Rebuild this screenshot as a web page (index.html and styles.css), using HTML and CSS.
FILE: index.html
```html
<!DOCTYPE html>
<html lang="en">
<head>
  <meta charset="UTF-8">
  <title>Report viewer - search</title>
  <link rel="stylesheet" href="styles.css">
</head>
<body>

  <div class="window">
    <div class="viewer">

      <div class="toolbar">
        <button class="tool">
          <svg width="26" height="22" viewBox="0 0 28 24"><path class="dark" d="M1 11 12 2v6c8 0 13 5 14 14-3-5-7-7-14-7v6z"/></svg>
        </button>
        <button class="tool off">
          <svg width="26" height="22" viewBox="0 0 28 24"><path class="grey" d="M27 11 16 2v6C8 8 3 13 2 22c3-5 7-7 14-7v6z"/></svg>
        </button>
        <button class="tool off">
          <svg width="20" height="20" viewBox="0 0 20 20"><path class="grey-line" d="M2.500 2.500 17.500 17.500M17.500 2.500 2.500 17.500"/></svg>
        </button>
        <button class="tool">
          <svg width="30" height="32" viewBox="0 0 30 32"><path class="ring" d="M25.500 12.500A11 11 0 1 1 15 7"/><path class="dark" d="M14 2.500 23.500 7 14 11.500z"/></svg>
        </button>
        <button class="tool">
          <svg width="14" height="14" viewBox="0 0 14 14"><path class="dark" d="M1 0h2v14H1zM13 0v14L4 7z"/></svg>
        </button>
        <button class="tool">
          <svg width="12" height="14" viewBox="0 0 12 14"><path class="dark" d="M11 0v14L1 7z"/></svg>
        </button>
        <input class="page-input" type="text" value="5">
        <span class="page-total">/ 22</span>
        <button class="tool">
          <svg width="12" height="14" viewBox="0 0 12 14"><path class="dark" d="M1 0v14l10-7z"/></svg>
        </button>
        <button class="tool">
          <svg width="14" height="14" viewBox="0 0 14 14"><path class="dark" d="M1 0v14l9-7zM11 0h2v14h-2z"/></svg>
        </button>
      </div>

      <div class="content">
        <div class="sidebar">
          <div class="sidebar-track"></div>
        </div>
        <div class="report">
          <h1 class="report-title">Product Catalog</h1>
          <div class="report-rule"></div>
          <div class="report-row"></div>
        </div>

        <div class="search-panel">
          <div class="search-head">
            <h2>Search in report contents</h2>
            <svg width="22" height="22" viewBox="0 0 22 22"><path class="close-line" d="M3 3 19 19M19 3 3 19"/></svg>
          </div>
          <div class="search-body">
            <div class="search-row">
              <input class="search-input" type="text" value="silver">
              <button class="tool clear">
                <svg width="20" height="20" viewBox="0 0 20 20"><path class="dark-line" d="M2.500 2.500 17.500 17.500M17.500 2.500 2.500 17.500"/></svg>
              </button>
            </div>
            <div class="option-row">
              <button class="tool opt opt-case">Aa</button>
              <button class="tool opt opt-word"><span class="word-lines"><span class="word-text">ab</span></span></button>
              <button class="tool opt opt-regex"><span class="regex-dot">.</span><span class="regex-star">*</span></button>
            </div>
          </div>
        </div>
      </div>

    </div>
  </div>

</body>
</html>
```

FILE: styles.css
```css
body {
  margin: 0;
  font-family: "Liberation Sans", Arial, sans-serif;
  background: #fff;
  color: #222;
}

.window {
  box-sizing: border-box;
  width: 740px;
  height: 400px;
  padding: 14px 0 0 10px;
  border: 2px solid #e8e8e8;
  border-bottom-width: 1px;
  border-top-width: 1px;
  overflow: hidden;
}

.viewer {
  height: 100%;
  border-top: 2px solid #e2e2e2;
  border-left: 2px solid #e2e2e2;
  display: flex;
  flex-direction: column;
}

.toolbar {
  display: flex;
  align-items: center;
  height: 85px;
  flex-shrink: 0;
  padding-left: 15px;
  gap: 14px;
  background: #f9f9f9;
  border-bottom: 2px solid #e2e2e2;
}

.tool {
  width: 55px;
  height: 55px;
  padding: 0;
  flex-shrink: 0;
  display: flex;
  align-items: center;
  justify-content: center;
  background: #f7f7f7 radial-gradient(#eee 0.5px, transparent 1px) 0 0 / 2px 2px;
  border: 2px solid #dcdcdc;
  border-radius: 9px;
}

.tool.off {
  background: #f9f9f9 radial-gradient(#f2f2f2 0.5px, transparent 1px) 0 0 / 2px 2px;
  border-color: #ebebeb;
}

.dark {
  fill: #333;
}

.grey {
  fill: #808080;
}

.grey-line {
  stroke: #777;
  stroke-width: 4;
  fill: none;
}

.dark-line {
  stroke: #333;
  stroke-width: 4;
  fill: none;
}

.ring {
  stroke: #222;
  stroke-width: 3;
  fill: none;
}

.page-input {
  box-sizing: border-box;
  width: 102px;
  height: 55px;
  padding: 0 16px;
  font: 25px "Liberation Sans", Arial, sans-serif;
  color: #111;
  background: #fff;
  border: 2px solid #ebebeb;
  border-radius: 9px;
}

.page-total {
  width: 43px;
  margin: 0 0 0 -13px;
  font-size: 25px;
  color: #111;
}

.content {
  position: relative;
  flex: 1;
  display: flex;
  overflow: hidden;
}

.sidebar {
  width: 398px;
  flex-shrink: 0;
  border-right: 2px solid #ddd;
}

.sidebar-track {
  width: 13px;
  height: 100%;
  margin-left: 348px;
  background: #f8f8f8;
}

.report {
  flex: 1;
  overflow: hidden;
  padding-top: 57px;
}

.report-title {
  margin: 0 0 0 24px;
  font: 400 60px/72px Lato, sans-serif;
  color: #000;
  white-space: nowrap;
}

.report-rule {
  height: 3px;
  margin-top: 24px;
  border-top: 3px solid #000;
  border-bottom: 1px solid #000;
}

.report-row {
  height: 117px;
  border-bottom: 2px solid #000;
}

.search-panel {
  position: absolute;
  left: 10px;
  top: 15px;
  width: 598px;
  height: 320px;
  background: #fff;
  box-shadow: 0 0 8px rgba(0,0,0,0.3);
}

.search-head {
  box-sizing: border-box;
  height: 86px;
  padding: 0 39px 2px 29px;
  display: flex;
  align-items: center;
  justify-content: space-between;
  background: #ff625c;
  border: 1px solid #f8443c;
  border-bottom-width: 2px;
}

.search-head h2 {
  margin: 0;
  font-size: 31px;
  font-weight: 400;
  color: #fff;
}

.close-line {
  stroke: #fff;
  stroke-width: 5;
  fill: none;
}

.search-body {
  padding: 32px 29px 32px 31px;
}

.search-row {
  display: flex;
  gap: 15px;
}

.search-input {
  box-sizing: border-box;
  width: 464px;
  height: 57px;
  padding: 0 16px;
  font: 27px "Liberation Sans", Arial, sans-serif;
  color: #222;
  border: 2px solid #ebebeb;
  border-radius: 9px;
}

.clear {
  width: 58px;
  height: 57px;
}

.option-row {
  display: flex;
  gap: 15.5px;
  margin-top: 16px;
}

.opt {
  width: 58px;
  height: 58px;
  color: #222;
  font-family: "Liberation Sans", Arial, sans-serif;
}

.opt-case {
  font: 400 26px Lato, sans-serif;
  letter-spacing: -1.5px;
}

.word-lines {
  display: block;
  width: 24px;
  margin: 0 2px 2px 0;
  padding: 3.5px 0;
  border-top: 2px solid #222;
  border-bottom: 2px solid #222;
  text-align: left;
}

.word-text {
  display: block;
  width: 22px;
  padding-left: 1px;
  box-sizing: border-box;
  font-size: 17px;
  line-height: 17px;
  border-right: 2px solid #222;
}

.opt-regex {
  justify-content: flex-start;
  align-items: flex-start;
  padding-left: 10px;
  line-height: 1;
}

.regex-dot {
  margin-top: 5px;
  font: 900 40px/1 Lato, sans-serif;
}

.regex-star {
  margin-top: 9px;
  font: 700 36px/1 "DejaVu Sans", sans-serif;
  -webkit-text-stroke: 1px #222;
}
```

--

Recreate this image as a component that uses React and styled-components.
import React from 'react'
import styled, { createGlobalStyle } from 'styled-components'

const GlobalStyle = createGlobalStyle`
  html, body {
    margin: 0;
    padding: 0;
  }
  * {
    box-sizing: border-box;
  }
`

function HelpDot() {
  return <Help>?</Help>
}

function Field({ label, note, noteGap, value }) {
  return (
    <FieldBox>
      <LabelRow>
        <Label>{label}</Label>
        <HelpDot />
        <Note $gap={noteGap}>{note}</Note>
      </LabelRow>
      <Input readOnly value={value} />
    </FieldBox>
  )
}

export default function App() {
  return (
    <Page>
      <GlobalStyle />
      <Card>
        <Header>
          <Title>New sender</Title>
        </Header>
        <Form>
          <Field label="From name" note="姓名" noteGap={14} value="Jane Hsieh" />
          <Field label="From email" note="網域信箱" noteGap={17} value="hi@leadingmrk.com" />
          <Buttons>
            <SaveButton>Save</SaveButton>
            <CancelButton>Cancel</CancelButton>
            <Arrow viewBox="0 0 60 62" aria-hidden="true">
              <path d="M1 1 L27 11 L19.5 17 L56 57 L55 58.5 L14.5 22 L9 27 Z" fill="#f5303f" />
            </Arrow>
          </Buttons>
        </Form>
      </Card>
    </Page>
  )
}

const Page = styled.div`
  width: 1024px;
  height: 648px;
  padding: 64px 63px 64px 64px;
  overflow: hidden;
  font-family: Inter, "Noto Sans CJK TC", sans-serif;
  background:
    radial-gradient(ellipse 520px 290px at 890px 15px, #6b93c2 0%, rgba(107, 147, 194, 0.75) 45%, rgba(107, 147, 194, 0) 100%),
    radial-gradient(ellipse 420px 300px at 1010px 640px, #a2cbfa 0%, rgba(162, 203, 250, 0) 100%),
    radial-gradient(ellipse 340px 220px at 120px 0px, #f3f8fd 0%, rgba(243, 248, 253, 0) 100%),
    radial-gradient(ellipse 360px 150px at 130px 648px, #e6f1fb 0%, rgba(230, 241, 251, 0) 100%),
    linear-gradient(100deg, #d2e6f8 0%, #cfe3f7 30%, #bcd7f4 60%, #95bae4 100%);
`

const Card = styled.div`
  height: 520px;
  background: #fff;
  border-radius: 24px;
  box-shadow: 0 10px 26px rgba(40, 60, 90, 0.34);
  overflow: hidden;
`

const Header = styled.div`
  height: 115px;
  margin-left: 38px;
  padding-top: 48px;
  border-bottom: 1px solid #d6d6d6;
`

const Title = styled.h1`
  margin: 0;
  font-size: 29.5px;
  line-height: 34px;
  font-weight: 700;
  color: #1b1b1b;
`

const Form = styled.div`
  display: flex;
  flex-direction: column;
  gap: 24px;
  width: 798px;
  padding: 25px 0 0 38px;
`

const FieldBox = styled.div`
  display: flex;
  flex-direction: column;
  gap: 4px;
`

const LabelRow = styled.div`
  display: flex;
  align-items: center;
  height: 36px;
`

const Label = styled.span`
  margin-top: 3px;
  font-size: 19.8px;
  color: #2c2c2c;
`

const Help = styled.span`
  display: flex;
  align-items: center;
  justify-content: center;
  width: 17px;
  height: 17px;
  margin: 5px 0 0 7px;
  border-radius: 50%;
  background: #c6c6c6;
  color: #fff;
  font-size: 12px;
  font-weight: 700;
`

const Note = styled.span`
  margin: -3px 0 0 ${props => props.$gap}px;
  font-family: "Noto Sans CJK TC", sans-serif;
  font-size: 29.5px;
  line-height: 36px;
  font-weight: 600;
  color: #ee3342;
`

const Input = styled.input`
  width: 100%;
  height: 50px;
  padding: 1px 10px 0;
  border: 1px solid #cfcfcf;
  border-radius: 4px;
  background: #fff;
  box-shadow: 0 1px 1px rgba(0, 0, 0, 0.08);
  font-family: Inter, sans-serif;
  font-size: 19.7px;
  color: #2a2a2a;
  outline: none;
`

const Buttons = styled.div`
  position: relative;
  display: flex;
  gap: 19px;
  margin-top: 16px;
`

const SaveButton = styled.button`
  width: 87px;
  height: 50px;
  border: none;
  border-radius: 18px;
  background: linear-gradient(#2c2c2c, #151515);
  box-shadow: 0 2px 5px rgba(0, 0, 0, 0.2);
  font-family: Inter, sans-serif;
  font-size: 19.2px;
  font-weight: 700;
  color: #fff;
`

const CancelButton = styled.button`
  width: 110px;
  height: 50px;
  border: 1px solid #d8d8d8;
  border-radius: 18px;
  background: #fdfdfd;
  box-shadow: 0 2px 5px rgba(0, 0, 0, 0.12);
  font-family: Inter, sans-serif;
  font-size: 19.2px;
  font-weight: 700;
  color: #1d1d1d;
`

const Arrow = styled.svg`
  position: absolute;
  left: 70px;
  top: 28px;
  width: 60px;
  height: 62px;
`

TASK GOAL: Scan the material above. Copy each line that holds the word "components".

PROBLEM SOLUTION:
Recreate this image as a component that uses React and styled-components.
import styled, { createGlobalStyle } from 'styled-components'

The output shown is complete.